Beetroot and Feta Salad

With the warmer weather it’s easier to choose healthier recipes to cook. One of our favourite salads this season is this delicious roasted Beetroot and Feta Salad. It’s an ideal spring salad and filled with healthy and nutritious ingredients.

Serves: 2

Time: One hour and 20 minutes


  • 1 medium beetroot
  • 50g baby spinach
  • 1/2 small red onion, thinly sliced
  • 75g feta cheese, crumbled
  • 1/4 cup walnuts, lightly toasted
  • 2 tablespoons orange juice
  • 1 tablespoon olive oil
  • 1/2 teaspoon Dijon mustard


Preheat oven to 180°C. Wash beetroot and pat dry then wrap in foil and place on a baking tray.

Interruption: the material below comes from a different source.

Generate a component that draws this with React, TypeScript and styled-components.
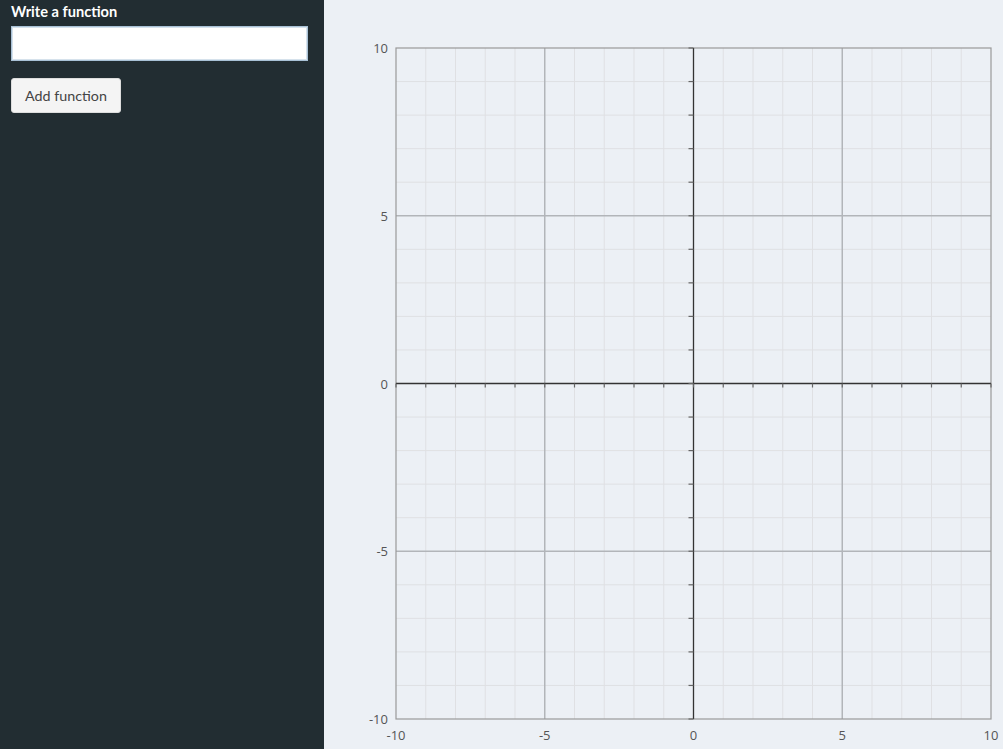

Roast for one hour or until tender then let cool for 15 minutes. While the beetroot is roasting prepare the other ingredients for the salad. Once beetroot is cooked, peel and discard skin and cut into two centimetre pieces. Mix spinach, onion, feta, walnuts and beetroot in a bowl and toss to combine. Place orange juice, oil and mustard in a screw-top jar, season with salt and pepper and secure lid and shake to combine. Add to beetroot mixture. Give the salad one final toss and serve.